Among the acknowledgments in Boris Dralyuk’s My Hollywood and Other Poems (Paul Dry Books, 2022) I noticed the name Oscar Mandel. Could this be the author of The Book of Elaborations (New Directions, 1985)? These essays are old favorites, blurbed on the cover by Guy Davenport, which is the reason I bought the book thirty-seven years ago. When I reviewed Guy Davenport and James Laughlin: Selected Letters in 2007 for the Philadelphia Inquirer, I discovered this in a 1984 letter from Davenport to the founding publisher of New Directions:
“O nobody
knows Oscar Mandel. He writes scholarship as well as anybody (except that he
writes it humanly, with jokes and brassy opinions); he writes poems that remind
me of yours (poetry as a civilized skill rather than a wind from the infinite
and the absolute); and he writes some of the best prose in the Republic.”
Later I read
Mandel’s The Cheerfulness of Dutch Art: A
Rescue Operation, published in 1996 by Davaco, a Dutch publisher. It’s
another book no one else seems to have read. Boris confirmed his Oscar Mandel is
mine. He’s ninety-five years old and a professor emeritus of literature from
the California Institute of Technology. Boris supplied me with an email
address, I wrote and Oscar replied:
“This was a
most pleasant surprise! You must tell me more, much more, about yourself, since
I don't suppose that doing a blog exhausts your life.”
And this: “I
never met Mr. Davenport, but I have his postcards about my work, and also one
or two long hand-written letters concerning the Book of Elaborations by Laughlin himself. They were all very
enthusiastic about the BoE at New
Directions but it flopped anyway. As is true of everything I’ve published
since. I’m amazed that someone has actually read my little book on Dutch art,
which had been rejected by every American publisher of Art History.”
We’ve
exchanged more notes, filling in some of the blanks in our respective histories. He
was born in Antwerp, Belgium in 1926, fled with his family from the Germans in
1940 and settled in the United States. He describes himself as “in good health,
with clear wits and as busy as ever.” Oscar has sent me a copy of his Otherwise Poems (Prospect Park Books,
2015), which he signs “with high greetings.” It collects more than sixty years’
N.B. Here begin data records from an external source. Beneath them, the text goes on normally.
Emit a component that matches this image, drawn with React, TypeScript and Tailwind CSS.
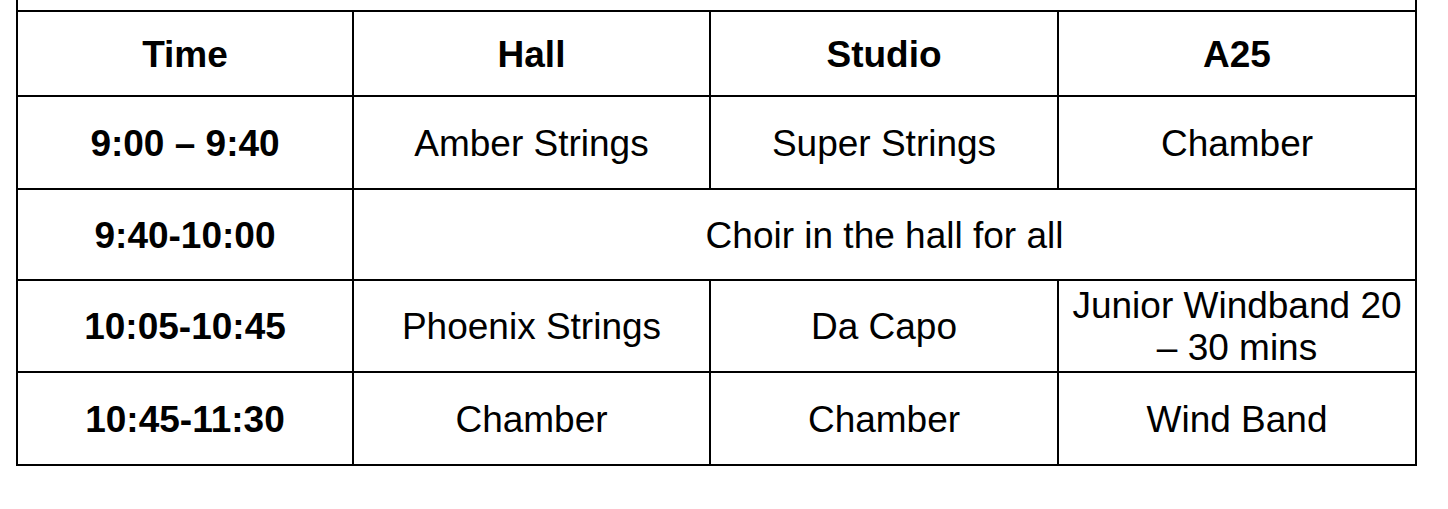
const rows: { time: string; cells: string[] | string }[] = [
  { time: "9:00 – 9:40", cells: ["Amber Strings", "Super Strings", "Chamber"] },
  { time: "9:40-10:00", cells: "Choir in the hall for all" },
  { time: "10:05-10:45", cells: ["Phoenix Strings", "Da Capo", "Junior Windband 20 – 30 mins"] },
  { time: "10:45-11:30", cells: ["Chamber", "Chamber", "Wind Band"] },
];

const rowH = ["h-[93px]", "h-[91px]", "h-[92px]", "h-[93px]"];

export default function App() {
  return (
    <div className="h-[509px] w-[1448px] bg-white text-black" style={{ fontFamily: '"Liberation Sans", Arial, sans-serif' }}>
      <table className="ml-[16px] w-[1399px] table-fixed border-collapse text-[37px] leading-[42px]">
        <colgroup>
          <col className="w-[336px]" />
          <col className="w-[357px]" />
          <col className="w-[348px]" />
          <col className="w-[358px]" />
        </colgroup>
        <tbody>
          <tr>
            <td colSpan={4} className="h-[11px] border-x-2 border-b-2 border-black p-0" />
          </tr>
          <tr className="h-[85px] font-bold">
            {["Time", "Hall", "Studio", "A25"].map((h) => (
              <td key={h} className="border-2 border-black px-2 pt-[2px] text-center align-middle">
                {h}
              </td>
            ))}
          </tr>
          {rows.map((r, i) => (
            <tr key={r.time} className={rowH[i]}>
              <td className="border-2 border-black px-2 pt-[2px] text-center align-middle font-bold">{r.time}</td>
              {typeof r.cells === "string" ? (
                <td colSpan={3} className="border-2 border-black px-2 pt-[2px] text-center align-middle">
                  {r.cells}
                </td>
              ) : (
                r.cells.map((c, j) => (
                  <td key={j} className="border-2 border-black px-2 pt-[2px] text-center align-middle">
                    {c}
                  </td>
                ))
              )}
            </tr>
          ))}
        </tbody>
      </table>
    </div>
  );
}
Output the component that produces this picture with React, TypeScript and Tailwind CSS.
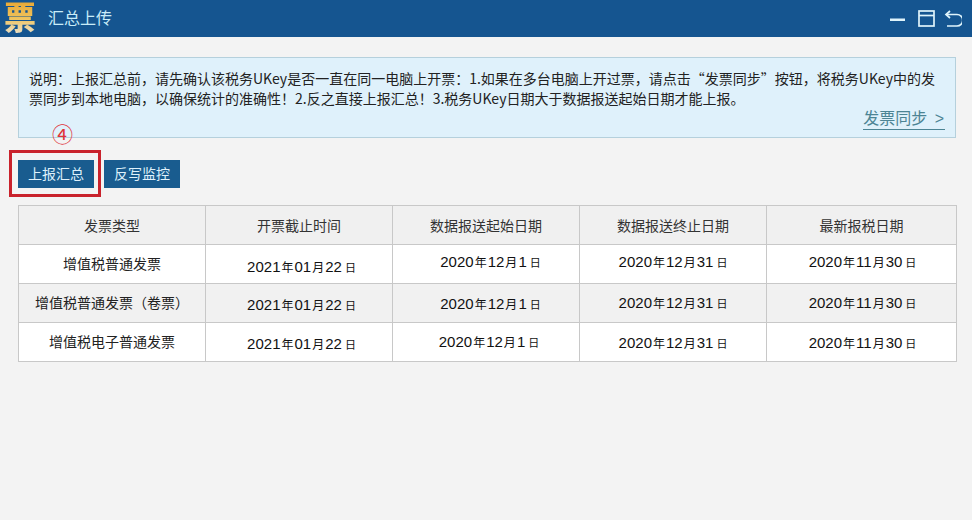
import React from 'react';

const font = { fontFamily: '"Liberation Sans", "Noto Sans CJK SC", sans-serif' };

const headers = ['发票类型', '开票截止时间', '数据报送起始日期', '数据报送终止日期', '最新报税日期'];

const DateText: React.FC<{ y: string; m: string; d: string }> = ({ y, m, d }) => (
  <span className="text-[15px] text-[#111]">
    {y}
    <span className="mx-[1px] text-[12px]">年</span>
    {m}
    <span className="mx-[1px] text-[12px]">月</span>
    {d}
    <span className="ml-[3px] text-[11px]">日</span>
  </span>
);

const rows = [
  {
    name: '增值税普通发票',
    bg: 'bg-white',
    cells: [
      { y: '2021', m: '01', d: '22', cls: 'pt-[6px] pl-[5px]' },
      { y: '2020', m: '12', d: '1', cls: 'pb-[3px] pl-[9px]' },
      { y: '2020', m: '12', d: '31', cls: 'pb-[3px]' },
      { y: '2020', m: '11', d: '30', cls: 'pb-[3px] pl-[2px]' },
    ],
  },
  {
    name: '增值税普通发票（卷票）',
    bg: 'bg-[#f1f1f1]',
    cells: [
      { y: '2021', m: '01', d: '22', cls: 'pt-[5px] pl-[5px]' },
      { y: '2020', m: '12', d: '1', cls: 'pt-[2px] pl-[9px]' },
      { y: '2020', m: '12', d: '31', cls: 'pt-[1px]' },
      { y: '2020', m: '11', d: '30', cls: 'pt-[1px] pl-[2px]' },
    ],
  },
  {
    name: '增值税电子普通发票',
    bg: 'bg-white',
    cells: [
      { y: '2021', m: '01', d: '22', cls: 'pt-[4px] pl-[5px]' },
      { y: '2020', m: '12', d: '1', cls: 'pl-[6px]' },
      { y: '2020', m: '12', d: '31', cls: 'pt-[3px]' },
      { y: '2020', m: '11', d: '30', cls: 'pt-[3px] pl-[2px]' },
    ],
  },
];

export default function App() {
  return (
    <div className="relative flex h-[520px] w-[972px] flex-col overflow-hidden bg-[#f3f3f3]" style={font}>
      <div className="flex h-[37px] shrink-0 items-center justify-between bg-[#155590]">
        <div className="flex items-center">
          <span className="ml-[3px] w-[34px] bg-gradient-to-b from-[#e8a52f] via-[#eec35c] to-[#ece6d6] bg-clip-text text-center text-[32px] leading-[37px] font-black text-transparent">
            票
          </span>
          <span className="ml-[11px] text-[16px] text-[#c9ecf8]">汇总上传</span>
        </div>
        <div className="mr-[10px] flex items-center text-[#dff4fb]">
          <svg width="15" height="4" viewBox="0 0 15 4" className="mt-[2px]">
            <rect x="0" y="0.5" width="15" height="2.5" fill="currentColor" />
          </svg>
          <svg width="17" height="17" viewBox="0 0 17 17" fill="none" stroke="currentColor" className="ml-[13px]">
            <rect x="1" y="1" width="15" height="15" strokeWidth="1.7" />
            <path d="M1 5.5h15" strokeWidth="1.7" />
          </svg>
          <svg width="18" height="18" viewBox="0 0 18 18" fill="none" stroke="currentColor" strokeWidth="1.7" className="ml-[9px]">
            <path d="M6 1 2 4.5 6 8" />
            <path d="M2 4.5h11a4.7 4.7 0 0 1 0 11.5H3" />
          </svg>
        </div>
      </div>

      <div className="flex flex-col px-[18px] pt-[20px]">
        <div className="relative h-[81px] w-[938px] border border-[#b5d0dc] bg-[#dff1fb] pt-[10px] pr-[16px] pl-[10px] text-[14px] leading-[20px] text-[#222]">
          <p className="font-['Noto_Sans_CJK_SC']">
            说明：上报汇总前，请先确认该税务UKey是否一直在同一电脑上开票：1.如果在多台电脑上开过票，请点击“发票同步”按钮，将税务UKey中的发票同步到本地电脑，以确保统计的准确性！2.反之直接上报汇总！3.税务UKey日期大于数据报送起始日期才能上报。
          </p>
          <span className="absolute right-[10px] bottom-[7px] border-b border-[#4c8494] pr-[1px] text-[16px] leading-[20px] text-[#4c8494]">
            发票同步 <span className="ml-[3px]">&gt;</span>
          </span>
        </div>

        <div className="mt-[22px] flex gap-[10px]">
          <button className="h-[28px] w-[76px] bg-[#195c8f] pt-[1px] text-[14px] text-[#dff1fb]">上报汇总</button>
          <button className="h-[28px] w-[76px] bg-[#195c8f] pt-[1px] text-[14px] text-[#dff1fb]">反写监控</button>
        </div>

        <table className="mt-[17px] w-[938px] table-fixed border-collapse text-center text-[14px] text-[#333]">
          <thead>
            <tr className="h-[39px] bg-[#f0f0f0]">
              {headers.map((h, i) => (
                <th key={h} className={`border border-[#c8c8c8] pt-[2px] font-normal ${i === 4 ? 'w-[190px]' : 'w-[187px]'}`}>
                  {h}
                </th>
              ))}
            </tr>
          </thead>
          <tbody>
            {rows.map((row) => (
              <tr key={row.name} className={`h-[39px] ${row.bg}`}>
                <td className="border border-[#c8c8c8] pt-[1px] text-[#222]">{row.name}</td>
                {row.cells.map((c, i) => (
                  <td key={i} className={`border border-[#c8c8c8] ${c.cls}`}>
                    <DateText y={c.y} m={c.m} d={c.d} />
                  </td>
                ))}
              </tr>
            ))}
          </tbody>
        </table>
      </div>

      {/* red annotation over the button */}
      <div className="absolute top-[150px] left-[9px] h-[47px] w-[92px] border-[3px] border-[#c9222c]" />
      <span className="absolute top-[122px] left-[52px] text-[21px] leading-[26px] text-[#e0323a]">④</span>
    </div>
  );
}
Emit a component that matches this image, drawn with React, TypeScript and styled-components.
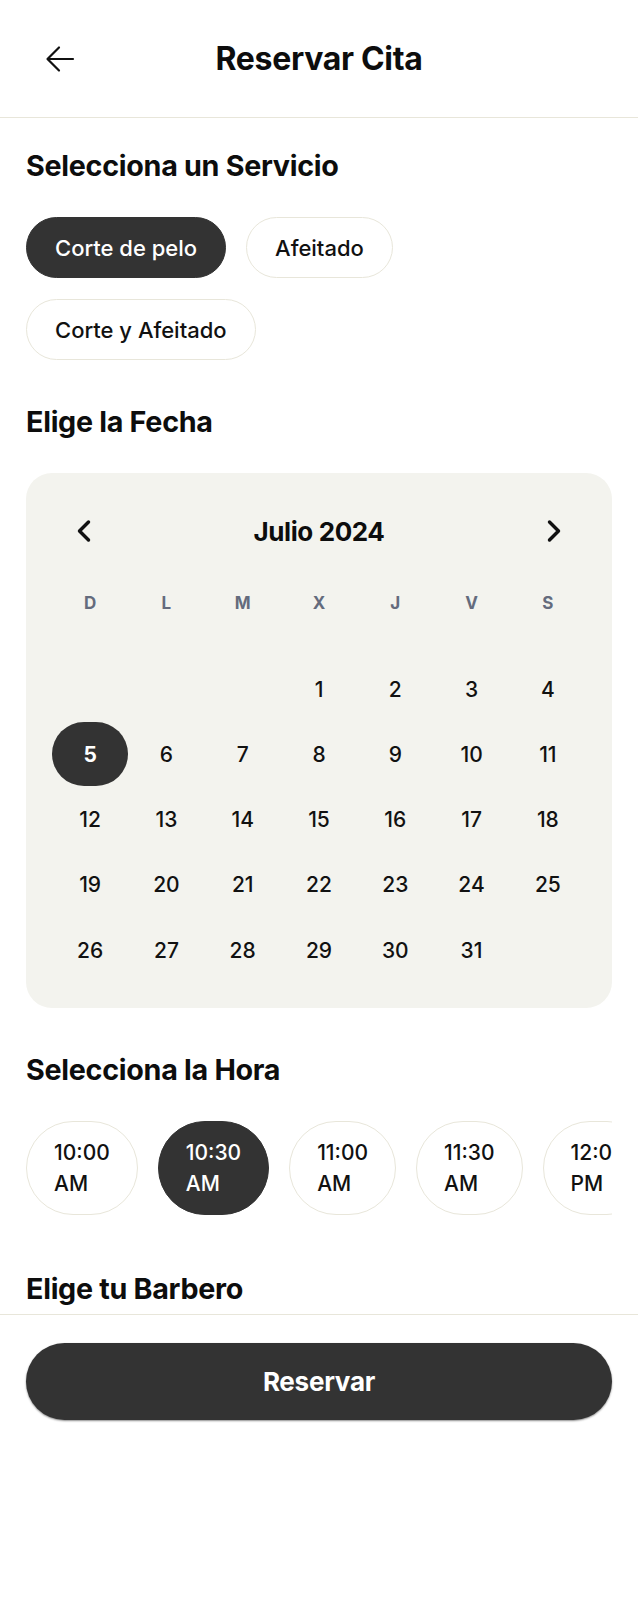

worth of his poems. This is from the book’s foreword:
“. . . I
have always hoped to be intelligible to the intelligent; a hope nourished by
the cheerful expectation that admirable poems that speak and sing nakedly will
continue to live at peace alongside those others, dominant today, in which
fragments of speech, private allusions, enigmatic gaps, mysterious collages,
pregnant spaces between words or lines and other cunning operations bring about
their own wonderful results, but which mask the limpid thought-filled
intelligibility.”
Mandel’s poems
come in assorted forms and tones. Some of them may or may not be light verse.
The fifth section, “Tenebrae,” comes with a note: “Many of these poems of old
age and extinction were written long before senescence set in. The young often
feel old; the old seldom feel young.” Here is “One Day, After Lunch”:
“Coming
downstairs
I saw that
my wife, before driving to her yoga,
had sweetly
left lunch on the counter for me.
There was a
bit of fish left over from last night,
not bad if
not exciting, the dwarf tomatoes
that made a
near-bruschetta on my bread,
and
radishes, because she knows I like them
with my toast
and butter. The Pavoni, recently repaired,
made me a
nice espresso, not far beneath
the famous
coffee from the Tazza d’Oro.
Done, I stretched
on the sofa in the den
for my
customary doze, and here I slid,
snug, into
my death: no doctors, no hospitals.
“I had my
wish.”
3 comments:
Many thanks for this rediscovery. I'm sure the librarians nearest your closest readers will be receiving inter-library-loan requests soon.
Three cheers for interlibrary loans, a relatively recent addition to the many library services. My local public library provides this free service and has never failed to find any book I requested, either from another public library or from a far flung university library. Some years ago, I mentioned to Patrick Kurp in an email that a book he recommended was selling for more than $100 on the used book market; however, I was able to get it via interlibrary loan from the public library. One expects this sort of service from university libraries, but it is a welcome service from free public libraries.
Long live Oscar Mandel and his revolutionary aesthetic that poetry should be intelligible to the intelligent!